(Code that builds pages)
►

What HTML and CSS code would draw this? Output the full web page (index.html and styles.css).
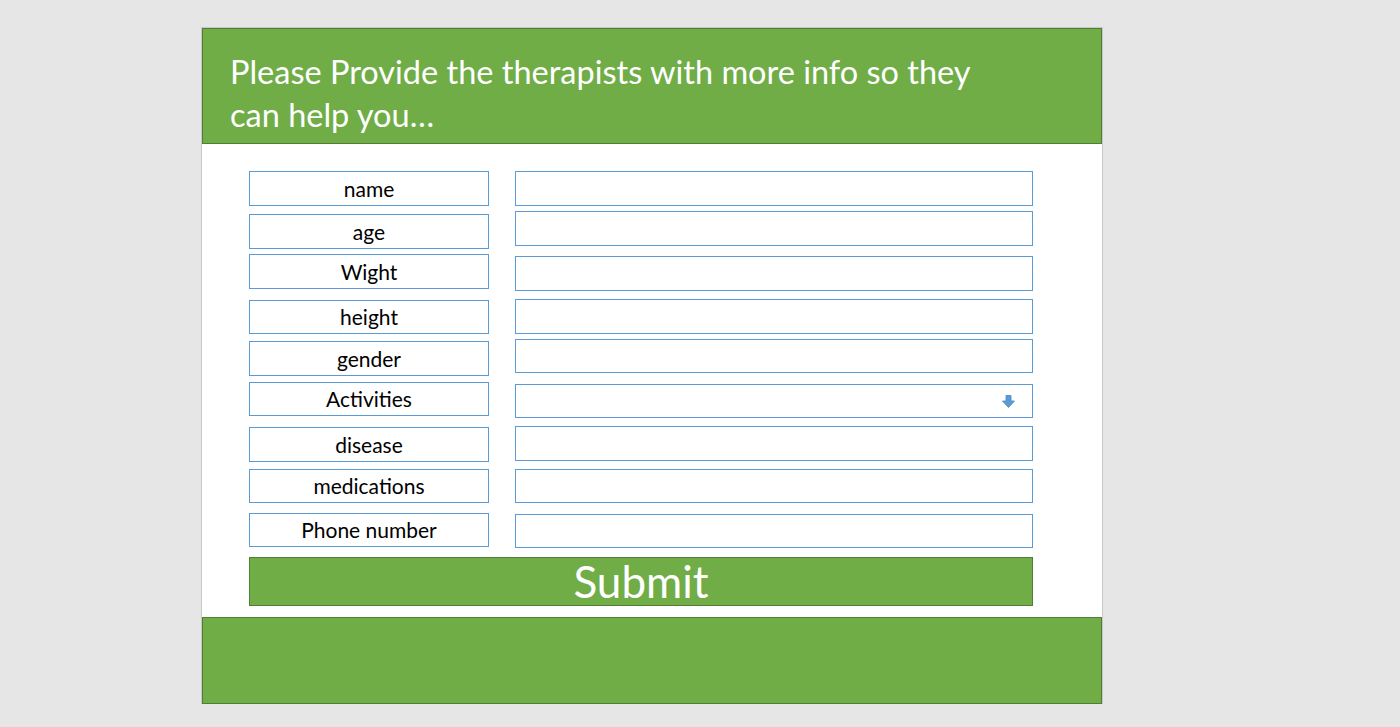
FILE: index.html
```html
<!DOCTYPE html>
<html lang="en">
<head>
<meta charset="utf-8">
<title>Therapist info</title>
<link rel="stylesheet" href="styles.css">
</head>
<body>
<div class="slide">
  <div class="header">
    <h1 class="title">Please Provide the therapists with more info so they<br>can help you…</h1>
  </div>
  <div class="form">
    <div class="fields">
      <div class="labels">
        <div class="label">name</div>
        <div class="label">age</div>
        <div class="label">Wight</div>
        <div class="label">height</div>
        <div class="label">gender</div>
        <div class="label">Activities</div>
        <div class="label">disease</div>
        <div class="label">medications</div>
        <div class="label">Phone number</div>
      </div>
      <div class="inputs">
        <div class="input"></div>
        <div class="input"></div>
        <div class="input"></div>
        <div class="input"></div>
        <div class="input"></div>
        <div class="input select">
          <svg class="arrow" width="13" height="13" viewBox="0 0 13 13">
            <path d="M4 0.5 H9 V6 H12.5 L6.5 12.5 L0.5 6 H4 Z" fill="#5b9bd5" stroke="#4a86c0" stroke-width="0.8"/>
          </svg>
        </div>
        <div class="input"></div>
        <div class="input"></div>
        <div class="input"></div>
      </div>
    </div>
    <div class="submit">Submit</div>
  </div>
  <div class="footer"></div>
</div>
</body>
</html>
```

FILE: styles.css
```css
html, body {
  margin: 0;
  padding: 0;
}
body {
  background: #e6e6e6;
  font-family: Lato, "Open Sans", sans-serif;
  height: 727px;
  overflow: hidden;
}
.slide {
  margin: 27px 0 0 201px;
  width: 900px;
  height: 676px;
  background: #ffffff;
  border: 1px solid #c8c8c8;
  border-bottom: none;
  display: flex;
  flex-direction: column;
}
.header {
  box-sizing: border-box;
  height: 116px;
  flex: none;
  background: #70ad47;
  border: 1px solid #507e32;
  padding: 21px 0 0 27px;
}
.title {
  margin: 0;
  color: #ffffff;
  font-weight: 400;
  font-size: 32.5px;
  line-height: 43px;
  white-space: nowrap;
}
.form {
  padding: 27px 0 0 47px;
}
.fields {
  display: flex;
  gap: 26px;
}
.labels, .inputs {
  display: flex;
  flex-direction: column;
}
.label, .input {
  box-sizing: border-box;
  height: 35px;
  border: 1px solid #5b9bd5;
  background: #ffffff;
}
.label {
  width: 240px;
  display: flex;
  align-items: center;
  justify-content: center;
  font-size: 21px;
  color: #000000;
  padding-bottom: 1px;
}
.label:nth-child(2) { margin-top: 8px; }
.label:nth-child(3) { margin-top: 5px; }
.label:nth-child(4) { margin-top: 11px; height: 34px; }
.label:nth-child(5) { margin-top: 7px; }
.label:nth-child(6) { margin-top: 6px; height: 34px; }
.label:nth-child(7) { margin-top: 11px; }
.label:nth-child(8) { margin-top: 7px; height: 34px; }
.label:nth-child(9) { margin-top: 10px; height: 34px; }

.input {
  width: 518px;
}
.input:nth-child(2) { margin-top: 5px; }
.input:nth-child(3) { margin-top: 10px; }
.input:nth-child(4) { margin-top: 8px; }
.input:nth-child(5) { margin-top: 5px; height: 34px; }
.input:nth-child(6) { margin-top: 11px; height: 34px; }
.input:nth-child(7) { margin-top: 8px; }
.input:nth-child(8) { margin-top: 8px; height: 34px; }
.input:nth-child(9) { margin-top: 11px; height: 34px; }

.select {
  display: flex;
  align-items: center;
  justify-content: flex-end;
  padding-right: 17px;
}
.arrow {
  display: block;
}
.submit {
  box-sizing: border-box;
  margin-top: 9px;
  width: 784px;
  height: 49px;
  background: #70ad47;
  border: 1px solid #507e32;
  color: #ffffff;
  font-size: 44px;
  line-height: 47px;
  text-align: center;
}
.footer {
  box-sizing: border-box;
  flex: none;
  margin-top: 11px;
  height: 87px;
  background: #70ad47;
  border: 1px solid #507e32;
}
```
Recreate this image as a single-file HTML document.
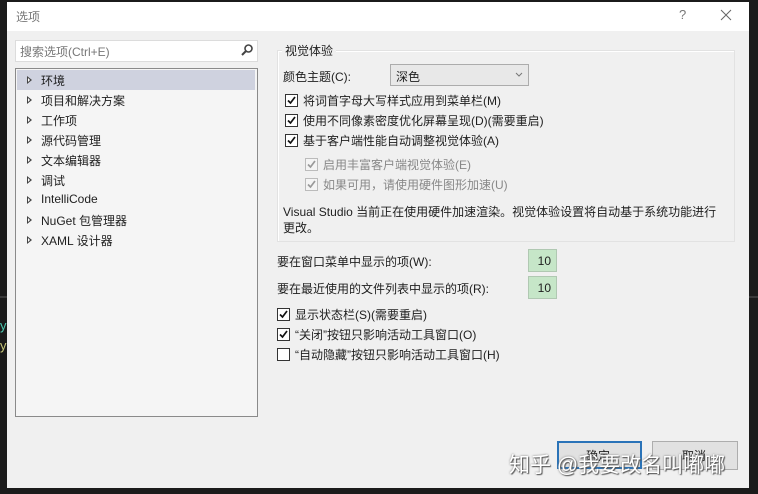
<!DOCTYPE html>
<html><head><meta charset="utf-8"><style>
*{margin:0;padding:0;box-sizing:border-box}
body{width:758px;height:494px;background:#1b1b1b;position:relative;overflow:hidden;font-family:"Liberation Sans","Noto Sans CJK SC",sans-serif;font-size:12px;color:#1e1e1e}
.a{position:absolute;white-space:nowrap}
.dlg{position:absolute;left:7px;top:2px;width:742px;height:486px;background:#f0f0f0}
.tb{position:absolute;left:7px;top:2px;width:742px;height:29px;background:#fff}
.cb{position:absolute;width:13px;height:13px;border:1px solid #333;background:#fff}
.cb svg{position:absolute;left:0;top:0}
.cb.d{border-color:#bbb;background:#f4f4f4}
.tri{position:absolute;width:0;height:0;border-top:4px solid transparent;border-bottom:4px solid transparent;border-left:5px solid #444}
.tri:after{content:"";position:absolute;left:-4px;top:-2px;border-top:2px solid transparent;border-bottom:2px solid transparent;border-left:2px solid #fff}
</style></head><body>
<div class="a" style="left:0;top:296px;width:7px;height:2px;background:#3a3a3a"></div>
<div class="a" style="left:749px;top:296px;width:9px;height:2px;background:#3a3a3a"></div>
<div class="a" style="left:0;top:318px;color:#4ec9b0;font-size:13px">y</div>
<div class="a" style="left:0;top:338px;color:#c8c87a;font-size:13px">y</div>
<div class="dlg"></div>
<div class="tb"></div>
<div class="a" style="left:16px;top:8px;color:#777;font-size:12px">选项</div>
<div class="a" style="left:679px;top:7px;color:#777;font-size:13px">?</div>
<svg class="a" style="left:720px;top:9px" width="12" height="12"><path d="M1 1L11 11M11 1L1 11" stroke="#666" stroke-width="1"/></svg>

<div class="a" style="left:15px;top:40px;width:243px;height:22px;background:#fff;border:1px solid #dcdcdc"></div>
<div class="a" style="left:20px;top:43px;color:#777">搜索选项(Ctrl+E)</div>
<svg class="a" style="left:240px;top:43px" width="14" height="14"><circle cx="8.5" cy="5.5" r="3.5" fill="none" stroke="#444" stroke-width="1.6"/><path d="M6 8L2 12" stroke="#444" stroke-width="2"/></svg>

<div class="a" style="left:15px;top:68px;width:243px;height:349px;background:#f5f5f5;border:1px solid #8a8a8a"></div>
<div class="a" style="left:17px;top:70px;width:238px;height:20px;background:#cfd2df"></div>
<div class="tri" style="left:27px;top:76px"></div><div class="a" style="left:41px;top:72px">环境</div>
<div class="tri" style="left:27px;top:96px"></div><div class="a" style="left:41px;top:92px">项目和解决方案</div>
<div class="tri" style="left:27px;top:116px"></div><div class="a" style="left:41px;top:112px">工作项</div>
<div class="tri" style="left:27px;top:136px"></div><div class="a" style="left:41px;top:132px">源代码管理</div>
<div class="tri" style="left:27px;top:156px"></div><div class="a" style="left:41px;top:152px">文本编辑器</div>
<div class="tri" style="left:27px;top:176px"></div><div class="a" style="left:41px;top:172px">调试</div>
<div class="tri" style="left:27px;top:196px"></div><div class="a" style="left:41px;top:192px">IntelliCode</div>
<div class="tri" style="left:27px;top:216px"></div><div class="a" style="left:41px;top:212px">NuGet 包管理器</div>
<div class="tri" style="left:27px;top:236px"></div><div class="a" style="left:41px;top:232px">XAML 设计器</div>

<div class="a" style="left:277px;top:50px;width:458px;height:192px;border:1px solid #e2e2e2;box-shadow:inset 1px 1px 0 #fff"></div>
<div class="a" style="left:282px;top:42px;background:#f0f0f0;padding:0 3px">视觉体验</div>
<div class="a" style="left:283px;top:68px">颜色主题(C):</div>
<div class="a" style="left:390px;top:64px;width:139px;height:22px;background:#e8e8e8;border:1px solid #acacac"></div>
<div class="a" style="left:396px;top:68px">深色</div>
<svg class="a" style="left:515px;top:72px" width="8" height="6"><path d="M1 1L4 4L7 1" fill="none" stroke="#777"/></svg>

<div class="cb" style="left:285px;top:94px"><svg width="11" height="11"><path d="M2 5.5L4.5 8L9 2" fill="none" stroke="#111" stroke-width="1.7"/></svg></div>
<div class="a" style="left:303px;top:92px">将词首字母大写样式应用到菜单栏(M)</div>
<div class="cb" style="left:285px;top:114px"><svg width="11" height="11"><path d="M2 5.5L4.5 8L9 2" fill="none" stroke="#111" stroke-width="1.7"/></svg></div>
<div class="a" style="left:303px;top:112px">使用不同像素密度优化屏幕呈现(D)(需要重启)</div>
<div class="cb" style="left:285px;top:134px"><svg width="11" height="11"><path d="M2 5.5L4.5 8L9 2" fill="none" stroke="#111" stroke-width="1.7"/></svg></div>
<div class="a" style="left:303px;top:132px">基于客户端性能自动调整视觉体验(A)</div>
<div class="cb d" style="left:305px;top:158px"><svg width="11" height="11"><path d="M2 5.5L4.5 8L9 2" fill="none" stroke="#999" stroke-width="1.7"/></svg></div>
<div class="a" style="left:323px;top:156px;color:#888">启用丰富客户端视觉体验(E)</div>
<div class="cb d" style="left:305px;top:178px"><svg width="11" height="11"><path d="M2 5.5L4.5 8L9 2" fill="none" stroke="#999" stroke-width="1.7"/></svg></div>
<div class="a" style="left:323px;top:176px;color:#888">如果可用，请使用硬件图形加速(U)</div>
<div class="a" style="left:283px;top:203px">Visual Studio 当前正在使用硬件加速渲染。视觉体验设置将自动基于系统功能进行</div>
<div class="a" style="left:283px;top:219px">更改。</div>

<div class="a" style="left:277px;top:253px">要在窗口菜单中显示的项(W):</div>
<div class="a" style="left:528px;top:249px;width:29px;height:23px;background:#c6e6c8;border:1px solid #b0c8b2;text-align:right;padding:4px 5px 0 0">10</div>
<div class="a" style="left:277px;top:280px">要在最近使用的文件列表中显示的项(R):</div>
<div class="a" style="left:528px;top:276px;width:29px;height:23px;background:#c6e6c8;border:1px solid #b0c8b2;text-align:right;padding:4px 5px 0 0">10</div>

<div class="cb" style="left:277px;top:308px"><svg width="11" height="11"><path d="M2 5.5L4.5 8L9 2" fill="none" stroke="#111" stroke-width="1.7"/></svg></div>
<div class="a" style="left:295px;top:306px">显示状态栏(S)(需要重启)</div>
<div class="cb" style="left:277px;top:328px"><svg width="11" height="11"><path d="M2 5.5L4.5 8L9 2" fill="none" stroke="#111" stroke-width="1.7"/></svg></div>
<div class="a" style="left:295px;top:326px">“关闭”按钮只影响活动工具窗口(O)</div>
<div class="cb" style="left:277px;top:348px"></div>
<div class="a" style="left:295px;top:346px">“自动隐藏”按钮只影响活动工具窗口(H)</div>

<div class="a" style="left:557px;top:441px;width:85px;height:28px;background:#e1e1e1;border:2px solid #2a73b8"></div>
<div class="a" style="left:586px;top:447px">确定</div>
<div class="a" style="left:652px;top:441px;width:86px;height:29px;background:#e1e1e1;border:1px solid #adadad"></div>
<div class="a" style="left:682px;top:447px">取消</div>
<div class="a" style="left:509px;top:449px;font-size:21px;color:#fff;text-shadow:1px 1px 1px #555,0 0 2px #777">知乎 @我要改名叫嘟嘟</div>
</body></html>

◄

▶ Short exercise
Copy in full each line that holds the word "this".

▶ Full response
What HTML and CSS code would draw this? Output the full web page (index.html and styles.css).
Recreate this image as a single-file HTML document.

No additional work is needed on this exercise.